Trend AnalysisEconomics & Finance

Platform Power: Network Effects, Market Dominance, and the Limits of Winner-Take-All

The narrative that platform markets inevitably consolidate into monopolies—one social network, one search engine, one ride-hailing app per market—has become conventional wisdom in both popular discour...

By Sean K.S. Shin
This blog summarizes research trends based on published paper abstracts. Specific numbers or findings may contain inaccuracies. For scholarly rigor, always consult the original papers cited in each post.

The narrative that platform markets inevitably consolidate into monopolies—one social network, one search engine, one ride-hailing app per market—has become conventional wisdom in both popular discourse and antitrust regulation. The evidence, examined carefully, tells a more complicated story.

Westover (2025) directly challenges winner-take-all assumptions, arguing that network effects—while real—do not predetermine long-term market structure. The analysis identifies several countervailing forces that sustain competition even in markets with strong network effects: multi-homing (users participating on multiple platforms simultaneously), platform differentiation (competing on features, niches, or values rather than network size), diseconomies of scale (moderation costs, quality degradation, and regulatory scrutiny that grow with platform size), and technological disruption (new platform architectures that make existing network advantages irrelevant). The study points to empirical examples: social media has not consolidated into one platform despite strong network effects; ride-hailing is contested in most markets; and e-commerce remains fragmented across specialized platforms. The winner-take-all narrative, Westover argues, confuses early-mover advantage with permanent dominance—a confusion that leads to both excessive regulatory intervention against platforms that are actually contested and insufficient attention to the mechanisms (data accumulation, ecosystem lock-in) that do sustain durable dominance.

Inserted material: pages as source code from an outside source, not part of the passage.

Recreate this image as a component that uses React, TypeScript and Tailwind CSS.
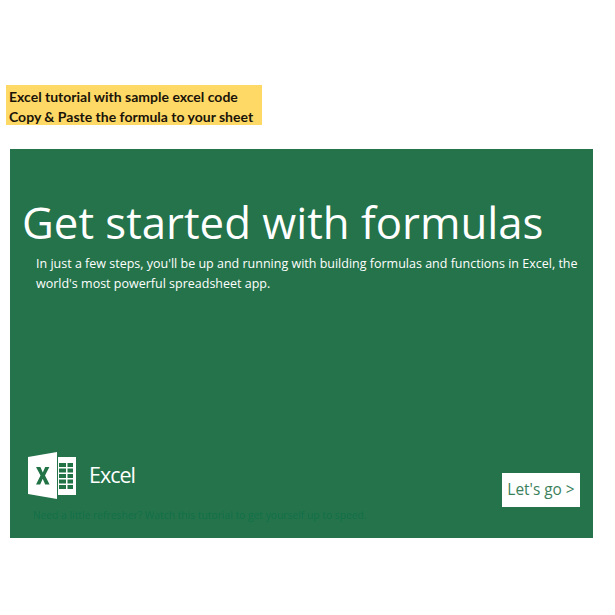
const rows = [11, 16.5, 22, 27.5, 33];

function ExcelLogo() {
  return (
    <svg width="48" height="47" viewBox="0 0 48 47">
      <path d="M0 5 L29 0 V47 L0 42 Z" fill="#fff" />
      <path d="M8 15 H12.4 L14.8 20.6 L17.2 15 H21.4 L17 23.5 L21.6 32.5 H17.2 L14.7 26.8 L12.2 32.5 H8 L12.5 23.5 Z" fill="#217346" />
      <path d="M30 5 H48 V43 H30 Z" fill="#fff" />
      {rows.map((y) => (
        <g key={y} fill="#217346">
          <rect x="31" y={y} width="7" height="4" />
          <rect x="39.5" y={y} width="5.5" height="4" />
        </g>
      ))}
    </svg>
  );
}

export default function App() {
  return (
    <div className="h-[615px] w-[615px] overflow-hidden bg-white pt-[85px] font-['Open_Sans',sans-serif]">
      <div className="ml-[6px] h-[40px] w-[256px] bg-[#ffd966] pl-[3px] pt-[2px] font-['Lato',sans-serif] text-[14px] font-bold leading-[20px] text-[#1a1408]">
        <p>Excel tutorial with sample excel code</p>
        <p>Copy &amp; Paste the formula to your sheet</p>
      </div>

      <div className="ml-[10px] mt-[24px] flex h-[389px] w-[583px] flex-col bg-[#24734a] text-white">
        <h1 className="ml-[12px] mt-[43px] whitespace-nowrap text-[43.75px] font-normal leading-[60px]">
          Get started with formulas
        </h1>
        <p className="ml-[26px] mt-[2px] w-[550px] text-[12.5px] leading-[20px]">
          In just a few steps, you'll be up and running with building formulas and functions in Excel, the world's most powerful spreadsheet app.
        </p>

        <div className="ml-[18px] mr-[13px] mt-auto flex items-start justify-between">
          <div className="flex items-center gap-[13px]">
            <ExcelLogo />
            <span className="text-[21.5px] font-normal tracking-[-1px]">Excel</span>
          </div>
          <button className="mt-[21px] h-[34px] w-[78px] bg-white text-[15.4px] text-[#3b7f5b]">
            Let's go &gt;
          </button>
        </div>

        <p className="mb-[16px] ml-[23px] mt-[1px] whitespace-nowrap text-[10.3px] leading-[14px] text-[#12704a] blur-[0.5px]">
          Need a little refresher? Watch this tutorial to get yourself up to speed.
        </p>
      </div>
    </div>
  );
}
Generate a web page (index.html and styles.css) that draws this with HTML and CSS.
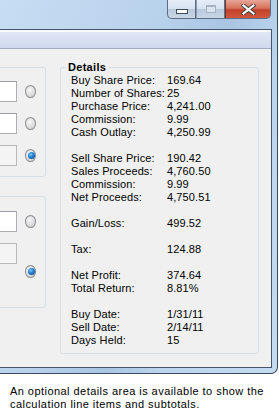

Bahari (2024) examines the dynamics of e-business ecosystems more broadly, analyzing how platform governance, technological innovation, and regulatory scrutiny interact to shape competitive outcomes. The study finds that the most durable platform advantages come not from network effects per se but from ecosystem control—the ability to set the rules under which complementary businesses operate. A platform that controls payment infrastructure, identity verification, logistics, and data analytics creates switching costs for both users and third-party providers that are more persistent than pure network effects. This distinction has regulatory implications: if the source of platform power is ecosystem control rather than network effects, the appropriate regulatory response is interoperability mandates (forcing platforms to share infrastructure) rather than breakup (dividing the network).

Oktaviani (2025) examines marketplace dominance in global competition, focusing on how data control, algorithmic curation, and regulatory arbitrage enable platforms to entrench market positions. The analysis identifies a feedback loop: dominant platforms accumulate more data, which improves algorithmic recommendations, which attracts more users, which generates more data. This data flywheel creates advantages that new entrants cannot replicate through investment alone because the data is generated by the platform's existing user base—a form of competitive moat that is qualitatively different from traditional barriers to entry like capital requirements or patents.

The synthesis suggests that platform economics is neither the natural monopoly some fear nor the contestable market others assume. The reality is a spectrum: some platform markets do tend toward concentration (search, mobile operating systems), while others sustain vigorous competition (e-commerce, social media, food delivery). Understanding which markets fall where on this spectrum—and why—is essential for designing regulatory frameworks that protect competition without foreclosing innovation.

References (3)

[1] Westover, J.H. (2025). Why Winner-Takes-All Thinking Doesn't Apply to the Platform Economy. HCL Review, 18(3), 6.
[2] Bahari, A.F. (2024). E-Business Ecosystems: Understanding the Dynamics of Digital Platforms and Marketplaces. ABIM, 2(1), 270.
[3] Oktaviani, O. (2025). Platform Economics and Marketplace Dominance: Analysis of Marketplace Business Models in Global Competition. International Journal, njp94r47.